Can I use the 7.5% quota on this page?

Yes. Select 7.5% Quota only if that is your actual counselling category. Otherwise use General Counselling so the shortlist matches the right cutoff records.

What if I only know my Class 12 marks and not the cutoff yet?

Convert your Mathematics, Physics, and Chemistry marks into the TNEA engineering cutoff on the 200-mark scale first, then use that cutoff in the predictor.

Why is community selection important?

The same college and course can close at different cutoffs across communities, so choosing the correct community makes the shortlist much more realistic.

What is the difference between district mode and GPS mode?

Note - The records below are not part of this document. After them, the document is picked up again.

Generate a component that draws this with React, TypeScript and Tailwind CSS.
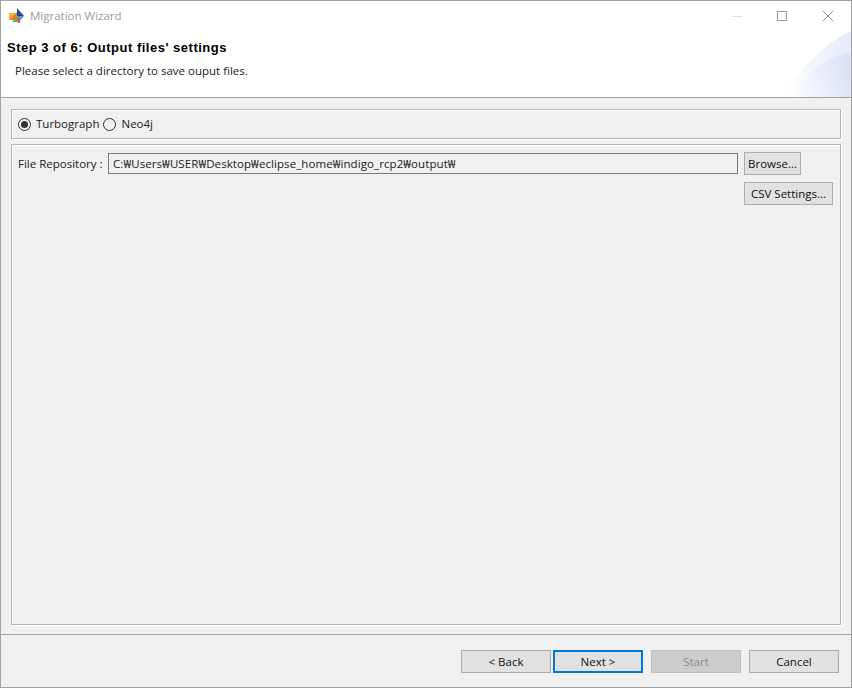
const uiFont = "font-['Open_Sans','Noto_Sans',sans-serif]";

const Radio = ({ label, checked }: { label: string; checked?: boolean }) => (
  <label className="flex items-center gap-[5px]">
    <span className="w-[13px] h-[13px] rounded-full border border-[#333333] bg-[#f0f0f0] flex items-center justify-center">
      {checked && <span className="w-[7px] h-[7px] rounded-full bg-[#333333]"></span>}
    </span>
    <span>{label}</span>
  </label>
);

const Button = ({ label, className }: { label: string; className: string }) => (
  <button className={`h-[23px] flex items-center justify-center bg-[#e1e1e1] text-[#111111] ${className}`}>
    {label}
  </button>
);

export default function App() {
  return (
    <div className={`w-[852px] h-[688px] flex flex-col border border-[#a3a3a3] bg-[#f0f0f0] text-[11.5px] leading-[16px] text-[#222222] ${uiFont}`}>
      <header className="relative h-[97px] shrink-0 bg-white border-b border-[#a0a0a0] overflow-hidden">
        <svg className="absolute right-0 bottom-0" width="73" height="66" viewBox="0 0 73 66">
          <defs>
            <linearGradient id="a" x1="0" x2="1" y1="0.6" y2="0.4">
              <stop offset="0" stopColor="#ffffff" />
              <stop offset="1" stopColor="#e8ecf8" />
            </linearGradient>
            <linearGradient id="b" x1="0" x2="1" y1="0.8" y2="0.6">
              <stop offset="0" stopColor="#ffffff" />
              <stop offset="1" stopColor="#dbe2f5" />
            </linearGradient>
          </defs>
          <path d="M0 66 C22 42 42 14 73 0 V66 Z" fill="url(#a)" />
          <path d="M8 66 C26 46 46 26 73 21 V66 Z" fill="url(#b)" />
        </svg>
        <div className="relative h-[30px] flex items-center pl-[8px]">
          <svg width="16" height="16" viewBox="0 0 16 16">
            <path d="M0 5 H8 V11 H0 Z" fill="#f9b233" />
            <path d="M0 12 L8 4 V12 Z" fill="#f4762d" />
            <path d="M3 14 L10 6 V14 Z" fill="#4fc04f" />
            <path d="M8 0 L15 8 H8 Z" fill="#1d4aa0" />
            <path d="M9 8 H15 L9 15 Z" fill="#35a4ee" />
            <path d="M8 9 H11 V15 H9 Z" fill="#ee4d78" />
          </svg>
          <span className="ml-[5px] text-[#9b9b9b]">Migration Wizard</span>
          <div className="ml-auto flex items-center pr-[18px] gap-[35px]">
            <span className="w-[10px] h-px bg-[#dedede]"></span>
            <span className="w-[10px] h-[10px] border border-[#999999]"></span>
            <svg className="ml-px" width="10" height="10" viewBox="0 0 10 10" stroke="#8c8c8c" strokeWidth="1">
              <path d="M0 0 L10 10 M10 0 L0 10" />
            </svg>
          </div>
        </div>
        <h1 className="relative ml-[6px] mt-[8px] text-[13px] leading-[18px] font-bold tracking-[0.5px] text-black font-['Liberation_Sans',sans-serif]">
          Step 3 of 6: Output files' settings
        </h1>
        <p className="relative ml-[14px] mt-[6px]">Please select a directory to save ouput files.</p>
      </header>

      <main className="flex-1 flex flex-col px-[10px] pt-[11px] pb-[9px] gap-[5px] min-h-0">
        <div className="h-[30px] shrink-0 flex items-center gap-[4px] pl-[6px] border border-[#b4b4b4] shadow-[inset_1px_1px_0_#ffffff,1px_1px_0_#ffffff]">
          <Radio label="Turbograph" checked />
          <Radio label="Neo4j" />
        </div>
        <div className="flex-1 flex flex-col border border-[#b4b4b4] pt-[7px] pr-[7px] pl-[6px] shadow-[inset_1px_1px_0_#ffffff,1px_1px_0_#ffffff]">
          <div className="flex items-center">
            <span className="w-[90px] shrink-0 whitespace-nowrap">File Repository :</span>
            <input
              readOnly
              value="C:₩Users₩USER₩Desktop₩eclipse_home₩indigo_rcp2₩output₩"
              className="w-[630px] h-[21px] px-[4px] border border-[#7a7a7a] bg-[#f0f0f0] text-[#222222] tracking-[0.08px] outline-none"
            />
            <Button label="Browse..." className="ml-[6px] w-[57px] border border-[#adadad]" />
          </div>
          <div className="flex justify-end mt-[7px]">
            <Button label="CSV Settings..." className="w-[89px] border border-[#adadad]" />
          </div>
        </div>
      </main>

      <footer className="h-[53px] shrink-0 flex items-start justify-end pt-[15px] pr-[12px] border-t border-[#a0a0a0]">
        <Button label="< Back" className="w-[90px] mr-[2px] border border-[#adadad]" />
        <Button label="Next >" className="w-[90px] mr-[8px] border-2 border-[#0078d7]" />
        <button className="w-[90px] h-[23px] mr-[8px] flex items-center justify-center border border-[#bfbfbf] bg-[#cccccc] text-[#8a8a8a]">
          Start
        </button>
        <Button label="Cancel" className="w-[90px] border border-[#adadad]" />
      </footer>
    </div>
  );
}
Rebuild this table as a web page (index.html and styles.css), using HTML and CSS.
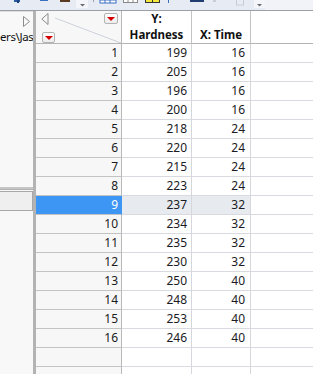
FILE: index.html
```html
<!DOCTYPE html>
<html>
<head>
<meta charset="utf-8">
<link rel="stylesheet" href="styles.css">
</head>
<body>
<div class="app">
  <div class="toolbar">
    <svg class="tb-svg" width="313" height="10" viewBox="0 0 313 10">
      <rect x="265" y="0" width="48" height="10" fill="#f1f3f8"/>
      <rect x="14" y="0" width="6" height="2" fill="#2b5ca6"/>
      <rect x="17" y="0" width="2" height="3" fill="#1b3f7a"/>
      <rect x="40" y="0" width="8" height="1" fill="#3b6fc2"/>
      <rect x="60" y="0" width="10" height="2" fill="#5a3b22"/>
      <rect x="76" y="0" width="12" height="8" fill="#f3f5fa"/>
      <path d="M80 4 L85 4 L82.5 6.5 Z" fill="#6b6b6b"/>
      <rect x="93" y="0" width="1" height="2" fill="#9aa0ad"/>
      <rect x="100" y="0" width="16" height="3" fill="#ffffff" stroke="#3b6fc2" stroke-width="1"/>
      <line x1="105" y1="0" x2="105" y2="3" stroke="#3b6fc2"/>
      <line x1="110" y1="0" x2="110" y2="3" stroke="#3b6fc2"/>
      <rect x="123.5" y="-1" width="14" height="3.5" fill="#ffffff" stroke="#8a8a8a" stroke-width="1"/>
      <line x1="128" y1="0" x2="128" y2="3" stroke="#8a8a8a"/>
      <line x1="133" y1="0" x2="133" y2="3" stroke="#8a8a8a"/>
      <rect x="145.5" y="-1" width="14" height="3.5" fill="#f4e83a" stroke="#333" stroke-width="1"/>
      <line x1="152.5" y1="0" x2="152.5" y2="3" stroke="#333"/>
      <rect x="168" y="0" width="1" height="3" fill="#3b6fc2"/>
      <rect x="190" y="0" width="14" height="2" fill="#1f3d70"/>
      <rect x="213" y="0" width="3" height="2" fill="#c8ccd6"/>
      <rect x="236.5" y="-1" width="7" height="6" fill="none" stroke="#c9ccd4" stroke-width="1"/>
      <rect x="254" y="0" width="11" height="8" fill="#f3f5fa"/>
      <path d="M257 4 L262 4 L259.5 6.5 Z" fill="#6b6b6b"/>
    </svg>
  </div>
  <div class="main">
    <div class="left">
      <div class="lp-head">
        <svg width="7" height="11" viewBox="0 0 7 11"><path d="M0.5 0.5 L6.5 5.5 L0.5 10.5 Z" fill="none" stroke="#8c8c8c" stroke-width="1"/></svg>
      </div>
      <div class="lp-path">ers\Jas</div>
      <div class="lp-fill"></div>
      <div class="lp-sep"></div>
      <div class="lp-box"></div>
      <div class="lp-rest"></div>
    </div>
    <div class="splitter"></div>
    <div class="grid">
      <div class="row hdr">
        <div class="cell rn corner">
          <svg class="diag" width="85" height="32" viewBox="0 0 85 32"><line x1="19" y1="7" x2="85" y2="32" stroke="#cdd0dc" stroke-width="1"/></svg>
          <svg class="back-tri" width="8" height="12" viewBox="0 0 8 12"><path d="M7 0.5 L0.8 6 L7 11.5 Z" fill="none" stroke="#8c8c8c" stroke-width="1"/></svg>
          <span class="rbtn rbtn-top"><span class="rtri"></span></span>
          <span class="rbtn rbtn-bot"><span class="rtri"></span></span>
        </div>
        <div class="cell hd c-h"><span>Y:</span><span>Hardness</span></div>
        <div class="cell hd c-t"><span>X: Time</span></div>
        <div class="cell c-e"></div>
      </div>
      <div class="row"><div class="cell rn">1</div><div class="cell c-h">199</div><div class="cell c-t">16</div><div class="cell c-e"></div></div>
      <div class="row"><div class="cell rn">2</div><div class="cell c-h">205</div><div class="cell c-t">16</div><div class="cell c-e"></div></div>
      <div class="row"><div class="cell rn">3</div><div class="cell c-h">196</div><div class="cell c-t">16</div><div class="cell c-e"></div></div>
      <div class="row"><div class="cell rn">4</div><div class="cell c-h">200</div><div class="cell c-t">16</div><div class="cell c-e"></div></div>
      <div class="row"><div class="cell rn">5</div><div class="cell c-h">218</div><div class="cell c-t">24</div><div class="cell c-e"></div></div>
      <div class="row"><div class="cell rn">6</div><div class="cell c-h">220</div><div class="cell c-t">24</div><div class="cell c-e"></div></div>
      <div class="row"><div class="cell rn">7</div><div class="cell c-h">215</div><div class="cell c-t">24</div><div class="cell c-e"></div></div>
      <div class="row"><div class="cell rn">8</div><div class="cell c-h">223</div><div class="cell c-t">24</div><div class="cell c-e"></div></div>
      <div class="row sel"><div class="cell rn">9</div><div class="cell c-h">237</div><div class="cell c-t">32</div><div class="cell c-e"></div></div>
      <div class="row"><div class="cell rn">10</div><div class="cell c-h">234</div><div class="cell c-t">32</div><div class="cell c-e"></div></div>
      <div class="row"><div class="cell rn">11</div><div class="cell c-h">235</div><div class="cell c-t">32</div><div class="cell c-e"></div></div>
      <div class="row"><div class="cell rn">12</div><div class="cell c-h">230</div><div class="cell c-t">32</div><div class="cell c-e"></div></div>
      <div class="row"><div class="cell rn">13</div><div class="cell c-h">250</div><div class="cell c-t">40</div><div class="cell c-e"></div></div>
      <div class="row"><div class="cell rn">14</div><div class="cell c-h">248</div><div class="cell c-t">40</div><div class="cell c-e"></div></div>
      <div class="row"><div class="cell rn">15</div><div class="cell c-h">253</div><div class="cell c-t">40</div><div class="cell c-e"></div></div>
      <div class="row"><div class="cell rn">16</div><div class="cell c-h">246</div><div class="cell c-t">40</div><div class="cell c-e"></div></div>
      <div class="row"><div class="cell rn"></div><div class="cell c-h"></div><div class="cell c-t"></div><div class="cell c-e"></div></div>
      <div class="row"><div class="cell rn"></div><div class="cell c-h"></div><div class="cell c-t"></div><div class="cell c-e"></div></div>
    </div>
  </div>
</div>
</body>
</html>
```
FILE: styles.css
```css
* { box-sizing: border-box; }
html, body { margin: 0; padding: 0; }
body {
  width: 313px;
  height: 374px;
  overflow: hidden;
  background: #ffffff;
  font-family: "Noto Sans", "Open Sans", sans-serif;
  font-size: 12px;
  color: #1b1b24;
}
.app { width: 313px; height: 374px; display: flex; flex-direction: column; overflow: hidden; }
.toolbar {
  height: 11px;
  flex: none;
  background: #e7ebf4;
  border-bottom: 1px solid #9c9fa6;
}
.tb-svg { display: block; }
.main { flex: 1; display: flex; min-height: 0; }
.left {
  width: 33px;
  flex: none;
  display: flex;
  flex-direction: column;
  background: #f8f8f8;
  overflow: hidden;
}
.lp-head {
  height: 18px;
  flex: none;
  display: flex;
  justify-content: flex-end;
  align-items: flex-start;
  padding: 4px 3px 0 0;
  border-top: 1px solid #dedede;
}
.lp-head svg { display: block; }
.lp-path {
  height: 15px;
  flex: none;
  line-height: 15px;
  white-space: nowrap;
  overflow: hidden;
  color: #111;
  font-size: 11.5px;
  letter-spacing: -0.4px;
}
.lp-fill { height: 143px; flex: none; }
.lp-sep { flex: none; background: #c6c6c6; border-bottom: 1px solid #b2b2b2; margin-bottom: 1px; height: 3px; }
.lp-box {
  height: 20px;
  flex: none;
  background: #efefef;
  border: 1px solid #a8a8a8;
  border-left: none;
}
.lp-rest { flex: 1; }
.splitter { width: 3px; flex: none; background: #b3b3b3; }
.grid { flex: 1; display: flex; flex-direction: column; overflow: hidden; }
.row { display: flex; height: 19px; flex: none; }
.cell {
  height: 100%;
  line-height: 18px;
  text-align: right;
  white-space: nowrap;
  border-bottom: 1px solid #d9d9e0;
  border-right: 1px solid #d6d6dd;
}
.rn {
  width: 86px;
  background: #f7f7f7;
  border-right: 1px solid #b9b9b9;
  border-bottom: 1px solid #c3c3c3;
  padding-right: 3px;
  color: #1c1c1c;
}
.c-h { width: 70px; padding-right: 4px; }
.c-t { width: 59px; padding-right: 5px; }
.c-e { flex: 1; border-right: none; }
.hdr { height: 33px; }
.hdr .cell { border-bottom: 1px solid #b4b4b4; }
.hdr .c-h, .hdr .c-t { border-right: 1px solid #c3c3c3; }
.hd {
  display: flex;
  flex-direction: column;
  justify-content: flex-end;
  align-items: center;
  padding: 0;
  font-weight: 700;
  font-size: 11.5px;
  line-height: 16px;
  color: #111;
}
.corner { position: relative; }
.diag { position: absolute; left: 0; top: 0; }
.back-tri { position: absolute; left: 5px; top: 2px; }
.rbtn {
  position: absolute;
  width: 14px;
  height: 11px;
  border: 1px solid #b3b3b3;
  border-radius: 2px;
  background: linear-gradient(#ffffff, #ececec);
  display: flex;
  align-items: center;
  justify-content: center;
}
.rbtn-top { left: 68px; top: 2px; }
.rbtn-bot { left: 6px; top: 21px; width: 13px; }
.rtri {
  width: 0;
  height: 0;
  border-left: 4px solid transparent;
  border-right: 4px solid transparent;
  border-top: 4px solid #d40000;
  margin-top: 1px;
}
.sel .rn { background: #3d95f4; color: #ffffff; border-right-color: #3d95f4; }
.sel .c-h, .sel .c-t { background: #e7eaee; }
```
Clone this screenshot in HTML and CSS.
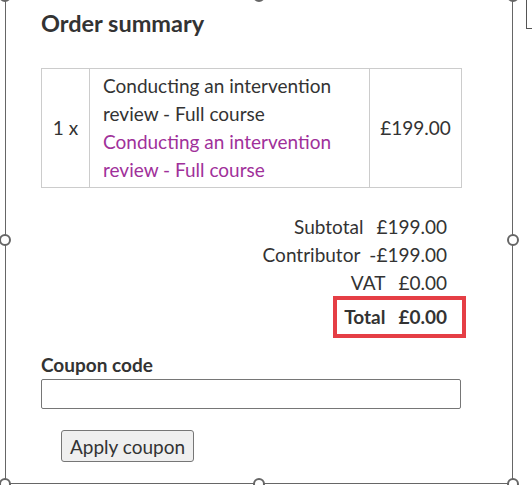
FILE: index.html
```html
<!DOCTYPE html>
<html lang="en">
<head>
<meta charset="utf-8">
<title>Order summary</title>
<link rel="stylesheet" href="styles.css">
</head>
<body>
<div class="frame">
  <span class="handle h-tl"></span>
  <span class="handle h-tm"></span>
  <span class="handle h-tr"></span>
  <span class="handle h-ml"></span>
  <span class="handle h-mr"></span>
  <span class="handle h-bl"></span>
  <span class="handle h-bm"></span>
  <span class="handle h-br"></span>

  <h2 class="title">Order summary</h2>

  <table class="items">
    <colgroup>
      <col class="c-qty">
      <col class="c-name">
      <col class="c-price">
    </colgroup>
    <tr>
      <td class="qty">1 x</td>
      <td class="name">Conducting an intervention review - Full course <span class="link">Conducting an intervention review - Full course</span></td>
      <td class="price">£199.00</td>
    </tr>
  </table>

  <div class="totals">
    <div class="row"><span>Subtotal</span><span>£199.00</span></div>
    <div class="row contrib"><span>Contributor</span><span>-£199.00</span></div>
    <div class="row"><span>VAT</span><span>£0.00</span></div>
    <div class="row total"><span>Total</span><span>£0.00</span></div>
  </div>

  <label class="coupon-label" for="coupon">Coupon code</label>
  <input class="coupon-input" id="coupon" type="text">
  <button class="apply" type="button">Apply coupon</button>
</div>
<div class="side-box"></div>
</body>
</html>
```

FILE: styles.css
```css
html, body {
  margin: 0;
  padding: 0;
  background: #fff;
  overflow: hidden;
}

body {
  width: 532px;
  height: 485px;
  position: relative;
  font-family: Lato, "Open Sans", sans-serif;
  color: #333;
  font-size: 19px;
  line-height: 28px;
}

.frame {
  position: relative;
  box-sizing: border-box;
  margin-left: 5px;
  width: 508px;
  height: 484px;
  border-left: 1px solid #666;
  border-right: 1px solid #666;
  border-bottom: 1px solid #666;
  padding: 8px 0 0 35px;
}

.handle {
  position: absolute;
  box-sizing: border-box;
  width: 12px;
  height: 12px;
  border: 2px solid #666;
  border-radius: 50%;
  background: #fff;
}
.h-tl { left: -7px; top: -10px; }
.h-tm { left: calc(50% - 6px); top: -10px; }
.h-tr { right: -7px; top: -10px; }
.h-ml { left: -7px; top: 234px; }
.h-mr { right: -7px; top: 234px; }
.h-bl { left: -7px; bottom: -7px; }
.h-bm { left: calc(50% - 6px); bottom: -7px; }
.h-br { right: -7px; bottom: -7px; }

.title {
  margin: 0;
  font-size: 23.5px;
  line-height: 30px;
  font-weight: 700;
  color: #333;
}

.items {
  margin-top: 30px;
  width: 421px;
  border-collapse: collapse;
  table-layout: fixed;
}
.c-qty { width: 48px; }
.c-price { width: 92px; }

.items td {
  border: 1px solid #ccc;
  padding: 3px 13px;
  vertical-align: middle;
}
.items td.qty {
  padding: 3px 0;
  white-space: nowrap;
  text-align: center;
}
.items td.price {
  padding: 3px 0;
  white-space: nowrap;
  text-align: center;
}
.name {
  padding-left: 14px;
}
.link {
  color: #a0309a;
}

.totals {
  margin-top: 25px;
  width: 420px;
  display: flex;
  flex-direction: column;
  align-items: flex-end;
}
.row {
  display: flex;
  gap: 13px;
  padding-right: 14px;
}
.row.contrib {
  gap: 9px;
}
.row.total {
  margin-top: -1px;
  margin-right: -5px;
  padding: 3px 15px 3px 7px;
  border: 4px solid #e53e45;
  font-weight: 700;
}

.coupon-label {
  display: block;
  margin-top: 13px;
  font-weight: 700;
  line-height: 28px;
}

.coupon-input {
  display: block;
  box-sizing: border-box;
  width: 420px;
  height: 30px;
  margin: 0;
  border: 1px solid #767676;
  border-radius: 2px;
  font: inherit;
}

.apply {
  display: block;
  box-sizing: border-box;
  margin: 21px 0 0 20px;
  height: 32px;
  padding: 0 8px;
  font-family: inherit;
  font-size: 19px;
  color: #333;
  background: #efefef;
  border: 1px solid #767676;
  border-radius: 3px;
}

.side-box {
  position: absolute;
  left: 526px;
  top: -10px;
  width: 30px;
  height: 39px;
  box-sizing: border-box;
  border: 1px solid #555;
}
```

Manual district mode keeps the shortlist inside your selected district. GPS mode uses your current location to find nearby colleges, including colleges across district boundaries when they are actually closer.

Why can nearby results cross district borders?

GPS mode is distance-based, not district-boundary-based. If a college in a neighboring district is closer to your location, it can still appear in the nearby shortlist.

What should I do if my district shows very few colleges?

Start by clearing College and Course filters, then widen the year range. If you still need more options, use GPS mode or switch to a nearby district for a broader first shortlist.

Which year range is better for new branches like AI and Data Science?

Latest Year is best when recent demand matters most. Last 3 Years is usually better when you want more stability for newer branches that may not have long historical data.

Does this page use official cutoff data?

Yes. This predictor uses official 2025 closing cutoff data as the planning baseline for TNEA 2026.

Does this predictor guarantee allotment?

No. It is a shortlist-planning tool. Final allotment depends on counselling rounds, seat availability, category movement, competition, and your final choice order.

What should I do after getting my results?

Start with High chance options for stability, use Medium chance options as your core list, and keep selected Low chance options if they still match your branch, location, and budget priorities.